Week 12 -Advanced Thread Modelling and Malicious Software
Created Tuesday 10 November 2020
The traditional model of Cybersecurity
The traditional model of Cybersecurity (sucks)
- By default, you are safe with your stuff inside your house
- A bad guy comes in and takes it, or causes chaos
Interconnectedness with bad power policy:
Who decides what runs on your computer or phone?
What is "your data," exactly?
Who are the "stewards" —
i.e. the parties that have practical and/or legal control?
- The "provider of the OS and updates"
- The "owners of the cloud services you use"
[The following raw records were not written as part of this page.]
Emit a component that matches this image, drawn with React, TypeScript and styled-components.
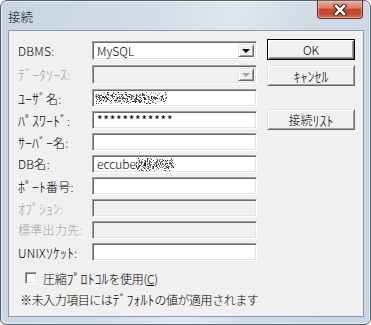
import React from 'react';
import styled, { createGlobalStyle, css } from 'styled-components';

const FONT = `"Noto Sans CJK JP", "Liberation Sans", sans-serif`;

const Global = createGlobalStyle`
  html, body { margin: 0; padding: 0; background: #ffffff; }
  body { width: 371px; height: 325px; overflow: hidden; }
  * { box-sizing: border-box; }
`;

const sunken = css`
  border: 1px solid;
  border-color: #a0a0a0 #ffffff #ffffff #a0a0a0;
  box-shadow: inset 1px 1px 0 #696969, inset -1px -1px 0 #e3e3e3;
`;

const raised = css`
  border: 1px solid;
  border-color: #e3e3e3 #696969 #696969 #e3e3e3;
  box-shadow: inset 1px 1px 0 #ffffff, inset -1px -1px 0 #a0a0a0;
`;

const Frame = styled.div`
  width: 371px;
  height: 325px;
  border: 1px solid #56616e;
  border-radius: 7px 7px 6px 6px;
  background: linear-gradient(100deg, #c9d5e3 0%, #d3dde8 38%, #e1e7ee 56%, #d2dce7 70%, #c9d5e2 100%);
  box-shadow: inset 0 0 0 1px rgba(255, 255, 255, 0.5);
  display: flex;
  flex-direction: column;
  font-family: ${FONT};
  font-weight: 300;
  overflow: hidden;
`;

/* half-width katakana run: Noto's half-width forms are drawn small, so they get a larger size */
const K = styled.span`
  font-size: 14px;
  line-height: 14px;
  letter-spacing: 0;
`;

const Masked = styled.span`
  letter-spacing: 0.75px;
  font-weight: 400;
`;

const TitleBar = styled.div`
  height: 29px;
  display: flex;
  align-items: flex-start;
  padding-left: 7px;
`;

const Title = styled.div`
  margin-top: 9px;
  font-size: 12.5px;
  line-height: 14px;
  color: #000000;
`;

const CloseButton = styled.div`
  margin-left: auto;
  margin-right: 7px;
  width: 46px;
  height: 18px;
  border: 1px solid #6a2b22;
  border-top: none;
  border-radius: 0 0 4px 4px;
  background: linear-gradient(180deg, #e9a99b 0%, #d9816c 40%, #c2452f 50%, #c44a33 75%, #d7745a 100%);
  box-shadow: inset 0 0 0 1px rgba(255, 210, 200, 0.45);
  display: flex;
  align-items: center;
  justify-content: center;
`;

const Client = styled.div`
  flex: 1;
  margin: 0 6px 7px 7px;
  border: 1px solid #8d99a7;
  background: #f0f0f0;
  display: grid;
  grid-template-columns: 239px 88px;
  column-gap: 10px;
  align-items: start;
  padding: 8px 8px 0 9px;
`;

const LeftCol = styled.div`
  display: flex;
  flex-direction: column;
  padding-top: 2px;
`;

const Row = styled.div<{ $h: number; $mb: number }>`
  display: flex;
  align-items: center;
  height: ${(p) => p.$h}px;
  margin-bottom: ${(p) => p.$mb}px;
`;

const Label = styled.div<{ $disabled?: boolean }>`
  width: 74px;
  font-size: 12px;
  line-height: 14px;
  letter-spacing: 0.3px;
  white-space: nowrap;
  color: ${(p) => (p.$disabled ? '#a2a2a2' : '#000000')};
`;

const TextBox = styled.div<{ $disabled?: boolean }>`
  ${sunken};
  width: 165px;
  height: 100%;
  padding-left: 4px;
  display: flex;
  align-items: center;
  font-size: 12px;
  line-height: 14px;
  color: #000000;
  white-space: nowrap;
  overflow: hidden;
  background: ${(p) => (p.$disabled ? '#f0f0f0' : '#ffffff')};
`;

const Combo = styled.div<{ $disabled?: boolean }>`
  ${sunken};
  width: 165px;
  height: 100%;
  display: flex;
  align-items: stretch;
  padding: 2px;
  background: ${(p) => (p.$disabled ? '#f0f0f0' : '#ffffff')};
`;

const ComboText = styled.div`
  flex: 1;
  display: flex;
  align-items: center;
  padding-left: 2px;
  font-size: 12px;
  line-height: 14px;
  color: #000000;
`;

const ComboArrow = styled.div`
  ${raised};
  width: 16px;
  background: #f0f0f0;
  display: flex;
  align-items: center;
  justify-content: center;
`;

const Triangle = styled.div<{ $disabled?: boolean }>`
  width: 0;
  height: 0;
  border-left: 4px solid transparent;
  border-right: 4px solid transparent;
  border-top: 4px solid ${(p) => (p.$disabled ? '#a0a0a0' : '#000000')};
`;

const RightCol = styled.div`
  display: flex;
  flex-direction: column;
`;

const Button = styled.div<{ $default?: boolean; $mt: number }>`
  height: 21px;
  margin-top: ${(p) => p.$mt}px;
  display: flex;
  align-items: center;
  justify-content: center;
  font-size: 12px;
  line-height: 14px;
  color: #000000;
  background: #f0f0f0;
  ${(p) =>
    p.$default
      ? css`
          border: 1px solid #000000;
          box-shadow: inset 1px 1px 0 #ffffff, inset -1px -1px 0 #696969, inset -2px -2px 0 #a0a0a0;
        `
      : raised};
`;

const CheckRow = styled.div`
  display: flex;
  align-items: center;
  height: 16px;
  margin-top: 9px;
  padding-left: 7px;
  gap: 6px;
`;

const CheckBox = styled.div`
  ${sunken};
  width: 12px;
  height: 12px;
  background: #ffffff;
`;

const CheckLabel = styled.div`
  font-size: 12px;
  line-height: 14px;
  letter-spacing: -0.3px;
  color: #000000;
  white-space: nowrap;
  u { text-decoration: underline; text-underline-offset: 1px; }
`;

const Note = styled.div`
  margin-top: 6px;
  padding-left: 2px;
  font-size: 12px;
  line-height: 14px;
  letter-spacing: -0.45px;
  color: #000000;
  white-space: nowrap;
`;

function makeRng(seed: number) {
  let s = seed;
  return () => {
    s = (s * 1103515245 + 12345) & 0x7fffffff;
    return s / 0x7fffffff;
  };
}

const Mosaic: React.FC<{ w: number; h: number; seed: number }> = ({ w, h, seed }) => {
  const r = makeRng(seed);
  const rects: React.ReactElement[] = [];
  for (let y = 0; y < h; y++) {
    for (let x = 0; x < w; x++) {
      const edge = y < 2 || y > h - 3 ? 0.18 : 0.42;
      if (r() < edge) {
        const g = Math.floor(20 + r() * 150);
        rects.push(<rect key={`${x}-${y}`} x={x} y={y} width={1} height={1} fill={`rgb(${g},${g},${g})`} />);
      }
    }
  }
  return (
    <svg width={w} height={h} shapeRendering="crispEdges" style={{ display: 'block', flexShrink: 0 }}>
      {rects}
    </svg>
  );
};

const CloseGlyph = () => (
  <svg width="14" height="12" viewBox="0 0 14 12">
    <path d="M3 2 L11 10 M11 2 L3 10" stroke="#3d1a14" strokeWidth="4.6" strokeLinecap="square" />
    <path d="M3 2 L11 10 M11 2 L3 10" stroke="#ffffff" strokeWidth="2.6" strokeLinecap="square" />
  </svg>
);

export default function App() {
  return (
    <>
      <Global />
      <Frame>
        <TitleBar>
          <Title>接続</Title>
          <CloseButton>
            <CloseGlyph />
          </CloseButton>
        </TitleBar>
        <Client>
          <LeftCol>
            <Row $h={19} $mb={5}>
              <Label>DBMS:</Label>
              <Combo>
                <ComboText>MySQL</ComboText>
                <ComboArrow>
                  <Triangle />
                </ComboArrow>
              </Combo>
            </Row>
            <Row $h={19} $mb={5}>
              <Label $disabled><K>ﾃﾞｰﾀｿｰｽ</K>:</Label>
              <Combo $disabled>
                <ComboText />
                <ComboArrow>
                  <Triangle $disabled />
                </ComboArrow>
              </Combo>
            </Row>
            <Row $h={18} $mb={4}>
              <Label><K>ﾕｰｻﾞ</K>名:</Label>
              <TextBox style={{ paddingLeft: 2 }}>
                <Mosaic w={72} h={12} seed={7} />
              </TextBox>
            </Row>
            <Row $h={18} $mb={4}>
              <Label><K>ﾊﾟｽﾜｰﾄﾞ</K>:</Label>
              <TextBox><Masked>************</Masked></TextBox>
            </Row>
            <Row $h={18} $mb={4}>
              <Label><K>ｻｰﾊﾞｰ</K>名:</Label>
              <TextBox />
            </Row>
            <Row $h={18} $mb={4}>
              <Label>DB名:</Label>
              <TextBox>
                eccube
                <Mosaic w={38} h={13} seed={23} />
              </TextBox>
            </Row>
            <Row $h={18} $mb={4}>
              <Label><K>ﾎﾟｰﾄ</K>番号:</Label>
              <TextBox />
            </Row>
            <Row $h={18} $mb={4}>
              <Label $disabled><K>ｵﾌﾟｼｮﾝ</K>:</Label>
              <TextBox $disabled />
            </Row>
            <Row $h={18} $mb={4}>
              <Label $disabled>標準出力先:</Label>
              <TextBox $disabled />
            </Row>
            <Row $h={18} $mb={0}>
              <Label>UNIX<K>ｿｹｯﾄ</K>:</Label>
              <TextBox />
            </Row>
            <CheckRow>
              <CheckBox />
              <CheckLabel>
                圧縮<K>ﾌﾟﾛﾄｺﾙ</K>を使用(<u>C</u>)
              </CheckLabel>
            </CheckRow>
            <Note>※未入力項目には<K>ﾃﾞﾌｫﾙﾄ</K>の値が適用されます</Note>
          </LeftCol>
          <RightCol>
            <Button $default $mt={0}>OK</Button>
            <Button $mt={5}><K>ｷｬﾝｾﾙ</K></Button>
            <Button $mt={23}>接続<K>ﾘｽﾄ</K></Button>
          </RightCol>
        </Client>
      </Frame>
    </>
  );
}
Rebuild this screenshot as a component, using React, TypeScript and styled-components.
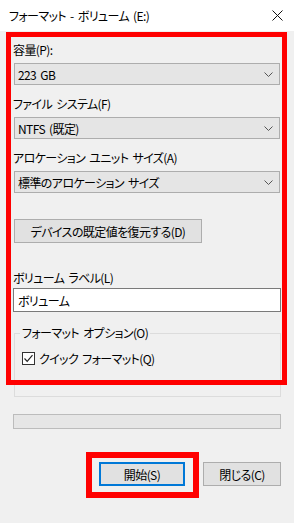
import styled, { createGlobalStyle } from "styled-components";

const GlobalStyle = createGlobalStyle`
  html, body {
    margin: 0;
    padding: 0;
    background: #ffffff;
  }
  body {
    font-family: "Noto Sans CJK JP", "Liberation Sans", sans-serif;
    font-size: 12px;
    letter-spacing: -0.6px;
    word-spacing: 2px;
    color: #000000;
    font-feature-settings: "palt";
  }
`;

const Chevron = () => (
  <svg width="9" height="5" viewBox="0 0 9 5">
    <polyline points="0.5,0.5 4.5,4.5 8.5,0.5" fill="none" stroke="#555" strokeWidth="1" />
  </svg>
);

const Combo = ({ value }: { value: string }) => (
  <ComboBox>
    <span>{value}</span>
    <Chevron />
  </ComboBox>
);

export default function App() {
  return (
    <>
      <GlobalStyle />
      <Window>
        <TitleBar>
          <span>フォーマット - ボリューム (E:)</span>
          <CloseIcon width="11" height="11" viewBox="0 0 11 11">
            <path d="M0.5 0.5 L10.5 10.5 M10.5 0.5 L0.5 10.5" stroke="#111" strokeWidth="1" />
          </CloseIcon>
        </TitleBar>
        <Body>
          <Label>容量(P):</Label>
          <Combo value="223 GB" />
          <Label $gap={11}>ファイル システム(F)</Label>
          <Combo value="NTFS (既定)" />
          <Label $gap={11}>アロケーション ユニット サイズ(A)</Label>
          <Combo value="標準のアロケーション サイズ" />
          <PushButton $width={188} $mt={26}>デバイスの既定値を復元する(D)</PushButton>
          <Label $gap={27}>ボリューム ラベル(L)</Label>
          <TextBox>ボリューム</TextBox>
          <GroupBox>
            <legend>フォーマット オプション(O)</legend>
            <CheckRow>
              <CheckBox>
                <svg width="11" height="11" viewBox="0 0 11 11">
                  <polyline points="1.5,5.5 4.2,8.3 9.5,2.2" fill="none" stroke="#222" strokeWidth="1.2" />
                </svg>
              </CheckBox>
              <span>クイック フォーマット(Q)</span>
            </CheckRow>
          </GroupBox>
          <Progress />
          <ButtonRow>
            <PushButton $width={86} $primary>開始(S)</PushButton>
            <PushButton $width={78}>閉じる(C)</PushButton>
          </ButtonRow>
        </Body>
        <Highlight $x={6} $y={32} $w={281} $h={353} $t={5} />
        <Highlight $x={86} $y={452} $w={113} $h={46} $t={6} />
      </Window>
    </>
  );
}

const Window = styled.div`
  position: relative;
  width: 294px;
  height: 523px;
  display: flex;
  flex-direction: column;
  overflow: hidden;
`;

const TitleBar = styled.div`
  height: 31px;
  flex: none;
  display: flex;
  align-items: center;
  justify-content: space-between;
  padding: 0 11px 0 9px;
  background: #ffffff;
  box-sizing: border-box;
`;

const CloseIcon = styled.svg`
  display: block;
`;

const Body = styled.div`
  flex: 1;
  display: flex;
  flex-direction: column;
  background: #f0f0f0;
  padding: 11px 13px 0 13px;
  border-left: 1px solid #e4e8ee;
  border-right: 1px solid #d8e2ee;
  margin: 0 -1px;
`;

const Label = styled.div<{ $gap?: number }>`
  line-height: 16px;
  height: 16px;
  margin-top: ${(p) => p.$gap ?? 0}px;
  white-space: nowrap;
`;

const ComboBox = styled.div`
  height: 22px;
  margin: 5px 1px 0 1px;
  box-sizing: border-box;
  display: flex;
  align-items: center;
  justify-content: space-between;
  padding: 0 6px 0 3px;
  background: #e5e5e5;
  border: 1px solid #adadad;
  white-space: nowrap;
`;

const PushButton = styled.div<{ $width: number; $mt?: number; $primary?: boolean }>`
  width: ${(p) => p.$width}px;
  height: 24px;
  margin: ${(p) => p.$mt ?? 0}px 0 0 1px;
  box-sizing: border-box;
  display: flex;
  align-items: center;
  justify-content: center;
  background: #e1e1e1;
  border: ${(p) => (p.$primary ? "2px solid #0078d7" : "1px solid #adadad")};
  white-space: nowrap;
`;

const TextBox = styled.div`
  height: 24px;
  margin-top: 2px;
  box-sizing: border-box;
  display: flex;
  align-items: center;
  padding: 0 4px;
  background: #ffffff;
  border: 1px solid #7a7a7a;
`;

const GroupBox = styled.fieldset`
  margin: 13px 0 0 1px;
  min-width: 0;
  padding: 0 0 31px 5px;
  border: 1px solid #dcdcdc;
  & > legend {
    padding: 0 2px;
    line-height: 16px;
  }
`;

const CheckRow = styled.div`
  display: flex;
  align-items: center;
  gap: 4px;
  margin: 11px 0 0 2px;
  height: 13px;
  white-space: nowrap;
`;

const CheckBox = styled.div`
  width: 13px;
  height: 13px;
  box-sizing: border-box;
  border: 1px solid #333333;
  background: #ffffff;
  display: flex;
  align-items: center;
  justify-content: center;
`;

const Progress = styled.div`
  height: 15px;
  margin-top: 17px;
  box-sizing: border-box;
  background: #e6e6e6;
  border: 1px solid #bcbcbc;
`;

const ButtonRow = styled.div`
  display: flex;
  justify-content: flex-end;
  gap: 17px;
  margin-top: 33px;
`;

const Highlight = styled.div<{ $x: number; $y: number; $w: number; $h: number; $t: number }>`
  position: absolute;
  left: ${(p) => p.$x}px;
  top: ${(p) => p.$y}px;
  width: ${(p) => p.$w}px;
  height: ${(p) => p.$h}px;
  box-sizing: border-box;
  border: ${(p) => p.$t}px solid #ff0000;
  pointer-events: none;
`;
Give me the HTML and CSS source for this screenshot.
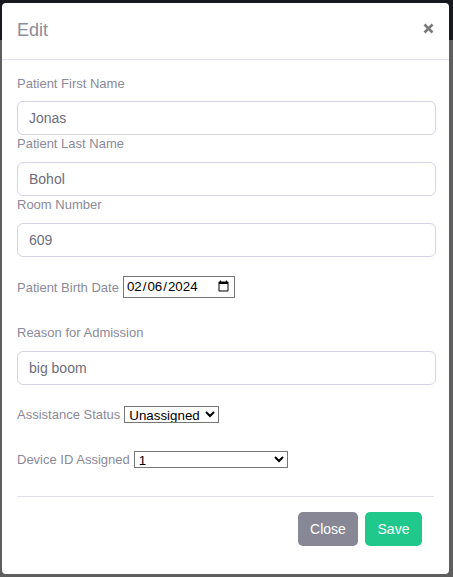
FILE: index.html
```html
<!DOCTYPE html>
<html>
<head>
<meta charset="utf-8">
<link rel="stylesheet" href="styles.css">
</head>
<body>
<div class="backdrop">
  <div class="modal">
    <div class="modal-header">
      <h5 class="modal-title">Edit</h5>
      <button class="btn-x" type="button" aria-label="Close">
        <svg width="11" height="11" viewBox="0 0 11 11"><path d="M1.5 1.5 L9.5 9.5 M9.5 1.5 L1.5 9.5" stroke="#7a7a7a" stroke-width="2.6" stroke-linecap="butt"/></svg>
      </button>
    </div>
    <div class="modal-body">
      <label class="lbl lbl-first">Patient First Name</label>
      <input class="field" type="text" value="Jonas">
      <label class="lbl">Patient Last Name</label>
      <input class="field" type="text" value="Bohol">
      <label class="lbl">Room Number</label>
      <input class="field" type="text" value="609">
      <div class="row row-date">
        <label class="lbl-inline">Patient Birth Date</label>
        <input class="date" type="date" value="2024-02-06">
      </div>
      <label class="lbl">Reason for Admission</label>
      <input class="field" type="text" value="big boom">
      <div class="row row-status">
        <label class="lbl-inline">Assistance Status</label>
        <select class="sel sel-status"><option>Unassigned</option></select>
      </div>
      <div class="row row-device">
        <label class="lbl-inline">Device ID Assigned</label>
        <select class="sel sel-device"><option>1</option></select>
      </div>
    </div>
    <div class="modal-footer">
      <button class="btn btn-close" type="button">Close</button>
      <button class="btn btn-save" type="button">Save</button>
    </div>
  </div>
</div>
</body>
</html>
```
FILE: styles.css
```css
html, body {
  margin: 0;
  padding: 0;
}
body {
  width: 453px;
  height: 577px;
  overflow: hidden;
  background: linear-gradient(to bottom, #17191e 0, #17191e 40px, #5e5e5e 40px, #5e5e5e 100%);
  font-family: "Liberation Sans", Arial, sans-serif;
}
.backdrop {
  padding: 3px 4px 3px 2px;
}
.modal {
  background: #fff;
  width: 447px;
  height: 571px;
  border-radius: 4px;
  display: flex;
  flex-direction: column;
  box-sizing: border-box;
}
.modal-header {
  height: 57px;
  box-sizing: border-box;
  border-bottom: 1px solid #e3e2ec;
  display: flex;
  align-items: center;
  justify-content: space-between;
  padding: 0 15px 2px 15px;
}
.modal-title {
  margin: 0;
  font-size: 18px;
  font-weight: normal;
  color: #8c8c9c;
}
.btn-x {
  border: 0;
  background: none;
  padding: 0;
  margin: -3px 0 0 0;
  width: 11px;
  height: 11px;
  display: flex;
}
.modal-body {
  padding: 14px 15px 0 15px;
  display: flex;
  flex-direction: column;
  align-items: flex-start;
}
.lbl {
  font-size: 13px;
  line-height: 18px;
  color: #8a8a99;
  margin-bottom: 9px;
  padding-top: 1px;
  margin-top: -1px;
}
.lbl-first {
  padding-top: 1px;
  margin-top: 0;
  margin-bottom: 8px;
}
.field {
  width: 419px;
  height: 34px;
  box-sizing: border-box;
  border: 1px solid #d6d3e6;
  border-radius: 6px;
  padding: 0 11px;
  font-family: "Liberation Sans", Arial, sans-serif;
  font-size: 14px;
  color: #6d6d7d;
  margin: 0;
  outline: none;
}
.row {
  display: flex;
  align-items: center;
}
.lbl-inline {
  font-size: 13px;
  color: #8a8a99;
  margin-right: 4px;
}
.row-date {
  margin-top: 19px;
  margin-bottom: 26px;
}
.date {
  width: 112px;
  height: 22px;
  box-sizing: border-box;
  font-family: "Liberation Sans", Arial, sans-serif;
  font-size: 13.33px;
  border: 1px solid #767676;
  border-radius: 0;
  padding: 0 2px;
  margin: 0;
  color: #000;
  background: #fff;
}
.sel {
  height: 17px;
  box-sizing: border-box;
  font-family: "Liberation Sans", Arial, sans-serif;
  font-size: 13.33px;
  border: 1px solid #767676;
  border-radius: 0;
  margin: 0;
  padding: 0;
  color: #000;
  background: #fff;
}
.row-status {
  margin-top: 21px;
}
.sel-status {
  width: 95px;
}
.row-device {
  margin-top: 28px;
}
.sel-device {
  width: 154px;
}
.modal-footer {
  margin: 28px 15px 0 15px;
  border-top: 1px solid #e3e2ec;
  padding: 15px 12px 0 0;
  display: flex;
  justify-content: flex-end;
  gap: 7px;
}
.btn {
  height: 34px;
  border: 0;
  border-radius: 5px;
  color: #fff;
  font-family: "Liberation Sans", Arial, sans-serif;
  font-size: 14px;
  padding: 0 12px;
}
.btn-close {
  background: #878795;
  width: 60px;
}
.btn-save {
  background: #20c98b;
  width: 57px;
}
```
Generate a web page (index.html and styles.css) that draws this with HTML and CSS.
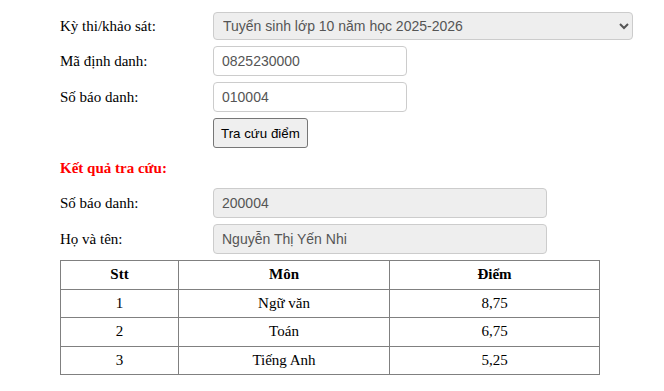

- The "owners of the networks you use"
- People in your organization
- You
Theoretical threats, in order of "intent"
- Accidents ("non-human")
- Legal and ostensibly "good" actors
- Bad Actors
Accidents ("non-human")
(woops, a meteor hit a data center. or your phone)
- How easy is it to make backups?
- Where is it located- PHYSICALLY?
- Who has access to your stuff
- If it still exists, what guarantees your access to it?
Legal and ostensibly "good" actors
i.e. govt and business
- What current practical access do they have to your data
- What current legal access do they have?
- What responsibilities do they have to keep it safe?
BAD ACTORS
- Vandals - seek to create chaos (again, this SCALES)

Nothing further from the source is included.